Tag: Public-Private Partnerships
Development Policy After the Millennium Development Goals: Where Do We Go From Here?
This policy brief reports on a discussion of the Post-2015 Development Agenda held during a full day conference at the Stockholm School of Economics on August 23, 2013. The event was organized jointly by the Stockholm Institute of Transition Economics (SITE) and the Swedish Ministry for Foreign Affairs and was the third installment of Development Day, a yearly development policy conference. The Millennium Development Goals established in year 2000 has been an essential concept for global and national efforts to promote economic, social and human development. Highlighting income poverty, health, education, gender equality and environmental sustainability, the targets have focused global efforts on a set of quantifiable and comparable measures of progress. The question for the development community as these goals reach their endpoint is how to build a successful agenda for the future beyond year 2015. To discuss this challenging question, the conference brought together a distinguished and experienced group of policy oriented scholars and practitioners from governments, International Financial Institutions, the business community as well as NGOs.

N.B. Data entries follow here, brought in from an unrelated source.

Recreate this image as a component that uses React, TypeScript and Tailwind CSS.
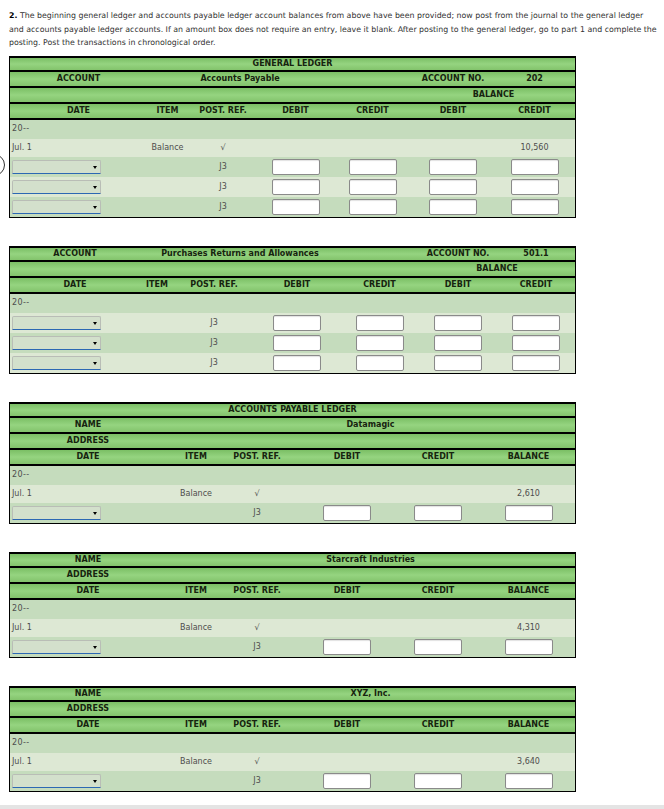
const HEAD =
  "bg-[linear-gradient(to_bottom,#7bbf65,#95d480_50%,#83c36c)] border-b-2 border-black h-[16px] items-center font-bold text-[#17240f]";
const DARK = "bg-[#c5dcbd]";
const LIGHT = "bg-[#dde8d4]";

const T1 = "grid grid-cols-[137px_41px_70px_75px_79px_82px_81px]";
const T2 = "grid grid-cols-[130px_34px_80px_86px_79px_78px_78px]";
const TA = "grid grid-cols-[156px_60px_74px_94px_88px_93px]";

function DateSelect() {
  return (
    <div className="relative ml-[2px] h-[14px] w-[89px] rounded-t-[2px] border border-[#b9bdb6] border-b-[#2c68b3] bg-[#d3e0cc]">
      <span className="absolute right-[3px] top-[5px] h-0 w-0 border-x-[2px] border-t-[3px] border-x-transparent border-t-black" />
    </div>
  );
}

function Box() {
  return (
    <div className="h-[16px] w-[48px] rounded-[2px] border border-[#8a8a8a] bg-white shadow-[inset_0_1px_1px_rgba(0,0,0,0.12)]" />
  );
}

function Cell({ children, className = "" }: { children?: React.ReactNode; className?: string }) {
  return <div className={`flex items-center justify-center ${className}`}>{children}</div>;
}

function Table({ children }: { children: React.ReactNode }) {
  // first header row is 2px shorter, the table's top border takes that room
  return (
    <div className="w-[567px] border-x border-b border-t-2 border-black [&>div:first-child]:h-[14px]">
      {children}
    </div>
  );
}

function YearRow() {
  return (
    <div className={`flex h-[19px] items-center pl-[2px] tracking-[0.4px] ${DARK}`}>20--</div>
  );
}

function GLTable({
  grid,
  title,
  name,
  number,
  jul,
  rows,
}: {
  grid: string;
  title?: string;
  name: string;
  number: string;
  jul?: string;
  rows: number;
}) {
  const bodyStart = jul ? 2 : 1;
  return (
    <Table>
      {title && <div className={`flex justify-center ${HEAD}`}>{title}</div>}
      <div className={`${grid} ${HEAD}`}>
        <Cell>ACCOUNT</Cell>
        <Cell className="col-span-3">{name}</Cell>
        <Cell />
        <Cell>ACCOUNT NO.</Cell>
        <Cell>{number}</Cell>
      </div>
      <div className={`${grid} ${HEAD}`}>
        <div className="col-span-5" />
        <Cell className="col-span-2">BALANCE</Cell>
      </div>
      <div className={`${grid} ${HEAD}`}>
        <Cell>DATE</Cell>
        <Cell>ITEM</Cell>
        <Cell>POST. REF.</Cell>
        <Cell>DEBIT</Cell>
        <Cell>CREDIT</Cell>
        <Cell>DEBIT</Cell>
        <Cell>CREDIT</Cell>
      </div>
      <YearRow />
      {jul && (
        <div className={`${grid} h-[18px] items-center ${LIGHT}`}>
          <div className="pl-[2px]">Jul. 1</div>
          <Cell>Balance</Cell>
          <Cell>√</Cell>
          <Cell />
          <Cell />
          <Cell />
          <Cell>{jul}</Cell>
        </div>
      )}
      {Array.from({ length: rows }).map((_, i) => (
        <div
          key={i}
          className={`${grid} h-[20px] items-center ${(i + bodyStart) % 2 === 0 ? DARK : LIGHT}`}
        >
          <div className="flex items-center">
            <DateSelect />
          </div>
          <Cell />
          <Cell>J3</Cell>
          <Cell><Box /></Cell>
          <Cell><Box /></Cell>
          <Cell><Box /></Cell>
          <Cell><Box /></Cell>
        </div>
      ))}
    </Table>
  );
}

function APTable({ title, name, balance }: { title?: string; name: string; balance: string }) {
  return (
    <Table>
      {title && <div className={`flex justify-center ${HEAD}`}>{title}</div>}
      <div className={`${TA} ${HEAD}`}>
        <Cell>NAME</Cell>
        <Cell className="col-span-5">{name}</Cell>
      </div>
      <div className={`${TA} ${HEAD}`}>
        <Cell>ADDRESS</Cell>
      </div>
      <div className={`${TA} ${HEAD}`}>
        <Cell>DATE</Cell>
        <Cell>ITEM</Cell>
        <Cell className="pr-[12px]">POST. REF.</Cell>
        <Cell>DEBIT</Cell>
        <Cell>CREDIT</Cell>
        <Cell>BALANCE</Cell>
      </div>
      <YearRow />
      <div className={`${TA} h-[18px] items-center ${LIGHT}`}>
        <div className="pl-[2px]">Jul. 1</div>
        <Cell>Balance</Cell>
        <Cell className="pr-[12px]">√</Cell>
        <Cell />
        <Cell />
        <Cell>{balance}</Cell>
      </div>
      <div className={`${TA} h-[20px] items-center ${DARK}`}>
        <div className="flex items-center">
          <DateSelect />
        </div>
        <Cell />
        <Cell className="pr-[12px]">J3</Cell>
        <Cell><Box /></Cell>
        <Cell><Box /></Cell>
        <Cell><Box /></Cell>
      </div>
    </Table>
  );
}

export default function App() {
  return (
    <div className="relative min-h-[809px] bg-white font-['DejaVu_Sans',Verdana,sans-serif] text-[8px] text-[#4d4d4d]">
      <div className="pl-[9px] pr-[4px] pt-[9px]">
        <p className="text-[7.85px] leading-[13.5px] text-[#333]">
          <b className="text-black">2.</b> The beginning general ledger and accounts payable ledger account
          balances from above have been provided; now post from the journal to the general ledger and
          accounts payable ledger accounts. If an amount box does not require an entry, leave it blank.
          After posting to the general ledger, go to part 1 and complete the posting. Post the
          transactions in chronological order.
        </p>

        <div className="mt-[6px] flex flex-col gap-[28px]">
          <GLTable
            grid={T1}
            title="GENERAL LEDGER"
            name="Accounts Payable"
            number="202"
            jul="10,560"
            rows={3}
          />
          <GLTable grid={T2} name="Purchases Returns and Allowances" number="501.1" rows={3} />
          <APTable title="ACCOUNTS PAYABLE LEDGER" name="Datamagic" balance="2,610" />
          <APTable name="Starcraft Industries" balance="4,310" />
          <APTable name="XYZ, Inc." balance="3,640" />
        </div>
      </div>

      {/* partial focus ring peeking in at the left edge */}
      <div className="absolute left-[-17px] top-[154px] h-[22px] w-[22px] rounded-full border border-[#333]" />

      <div className="absolute bottom-0 left-0 h-[4px] w-full bg-[#e4e4e4]" />
    </div>
  );
}
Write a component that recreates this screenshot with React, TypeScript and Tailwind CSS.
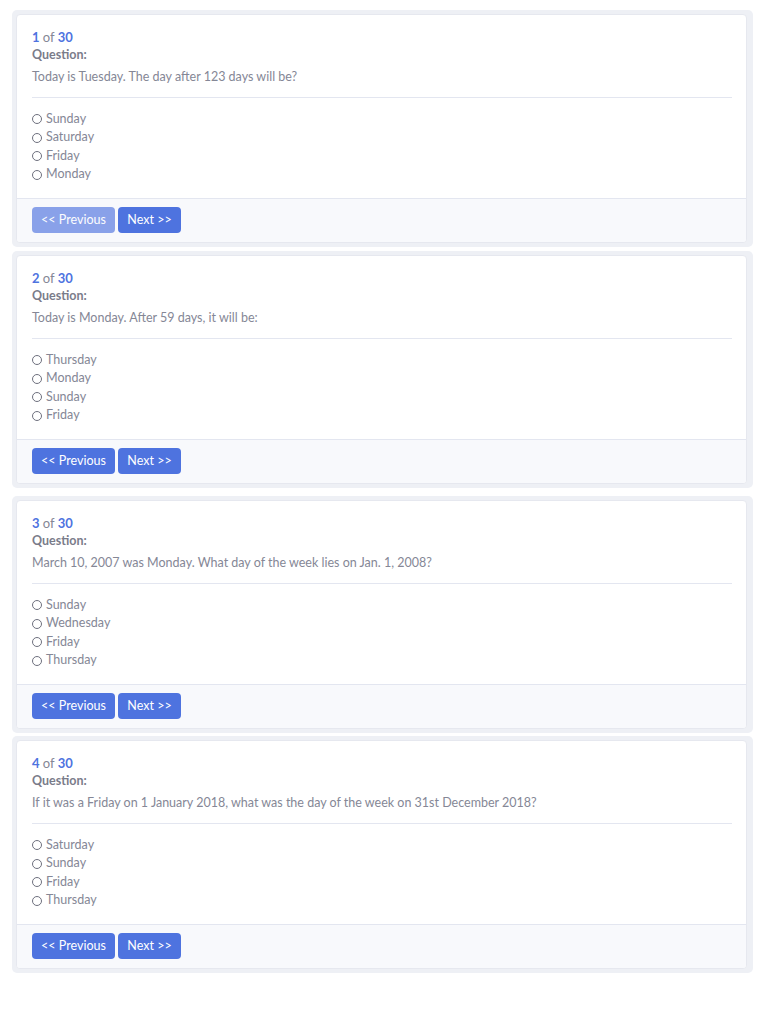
const questions = [
  {
    num: 1,
    text: 'Today is Tuesday. The day after 123 days will be?',
    options: ['Sunday', 'Saturday', 'Friday', 'Monday'],
    gap: 'mt-0',
  },
  {
    num: 2,
    text: 'Today is Monday. After 59 days, it will be:',
    options: ['Thursday', 'Monday', 'Sunday', 'Friday'],
    gap: 'mt-[4px]',
  },
  {
    num: 3,
    text: 'March 10, 2007 was Monday. What day of the week lies on Jan. 1, 2008?',
    options: ['Sunday', 'Wednesday', 'Friday', 'Thursday'],
    gap: 'mt-[8px]',
  },
  {
    num: 4,
    text: 'If it was a Friday on 1 January 2018, what was the day of the week on 31st December 2018?',
    options: ['Saturday', 'Sunday', 'Friday', 'Thursday'],
    gap: 'mt-[3px]',
  },
];

function QuestionCard({ num, text, options, gap }: (typeof questions)[number]) {
  return (
    <div className={`${gap} w-[741px] rounded-[5px] bg-[#eef0f5] py-[4px] pl-[4px] pr-[6px]`}>
      <div className="overflow-hidden rounded-[4px] border border-[#e6e8ef] bg-white">
        {/* Body */}
        <div className="px-[15px] pt-[14px] pb-[14px]">
          <div className="text-[13px] leading-[17px] text-[#858796]">
            <span className="font-bold text-[#4e73df]">{num}</span> of{' '}
            <span className="font-bold text-[#4e73df]">30</span>
          </div>
          <div className="text-[12.5px] leading-[17px] font-bold text-[#7a7c8a]">Question:</div>
          <p className="mt-[5px] text-[12.5px] leading-[17px] text-[#858796]">{text}</p>
          <hr className="mt-[12px] mr-[-1px] border-t border-[#e3e6f0]" />
          <div className="mt-[12px]">
            {options.map((opt) => (
              <label key={opt} className="flex h-[18.5px] items-center text-[12.5px] text-[#858796]">
                <span className="mr-[4px] h-[10px] w-[10px] rounded-full border border-[#6e707e]" />
                {opt}
              </label>
            ))}
          </div>
        </div>

        {/* Footer */}
        <div className="flex gap-[3px] border-t border-[#e3e6f0] bg-[#f8f9fc] px-[15px] pt-[8px] pb-[9px]">
          <button
            className={`h-[26px] w-[83px] rounded-[4px] bg-[#4e73df] text-[12.5px] text-white ${
              num === 1 ? 'opacity-65' : ''
            }`}
          >
            &lt;&lt; Previous
          </button>
          <button className="h-[26px] w-[63px] rounded-[4px] bg-[#4e73df] text-[12.5px] text-white">
            Next &gt;&gt;
          </button>
        </div>
      </div>
    </div>
  );
}

export default function App() {
  return (
    <div className="min-h-[1024px] bg-white pt-[10px] pl-[12px]" style={{ fontFamily: 'Lato, "Open Sans", sans-serif' }}>
      {questions.map((q) => (
        <QuestionCard key={q.num} {...q} />
      ))}
    </div>
  );
}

In September 2000, world leaders adopted the United Nations Millennium Declaration, committing their nations to a global partnership to reduce extreme poverty. The declaration defined eight time-bound targets expiring in 2015, the so-called Millennium Development Goals (MDGs). These goals specify areas of focus; eradicate extreme poverty and hunger, achieve universal primary education, promote gender equality and empower women, reduce child mortality rates, improve maternal health, combat HIV/AIDS, malaria and other diseases, ensure environmental sustainability, and develop a global partnership for development. They also set explicit targets such as halving the number of people living on less than US$ 1.25 a day and reducing maternal mortality by three quarters from 1990 to 2015. Some commendable success has indeed been realized; already in 2010 the worldwide goal to reduce by half the proportion of people living on less than US$ 1.25 a day was achieved. However, much less progress has been seen in some other areas, including maternal health, and there are countries for which none of the goals are expected to be achieved by 2015. Nevertheless, the use of quantifiable, comparable and time-bound targets to create awareness and direct political resources is generally regarded as a success. The question for the development community as 2015 quickly approaches is thus how to build a successful post-2015 development agenda that builds on what has worked but also incorporates areas identified as missing.
The process to establish a new agenda of course raises many questions and reveals some of the trade-offs involved. There seems to be a consensus that the Millennium Declaration and the MDG framework should serve as a starting point, but there are many details to pin down. For instance, there are important challenges not directly mentioned in the original eight goals such as political conflict, rising inequality and youth unemployment. Many also argue that environmental sustainability, though included, may deserve a more prominent role in the future agenda. On the other hand, loading the Agenda with more and more goals may also dilute the global effort across too many areas, and some scholars argue that the whole idea with specific goals is counterproductive based on an organic view of development ill-suited for social engineering from above. To protect credibility, it is also important to get a sense of what is realistic to aim for, and what responsibility to ascribe to the already developed world. Moreover, even if a consensus can be reached with regards to the goals, opinions on how to best reach those goals will most definitely vary widely.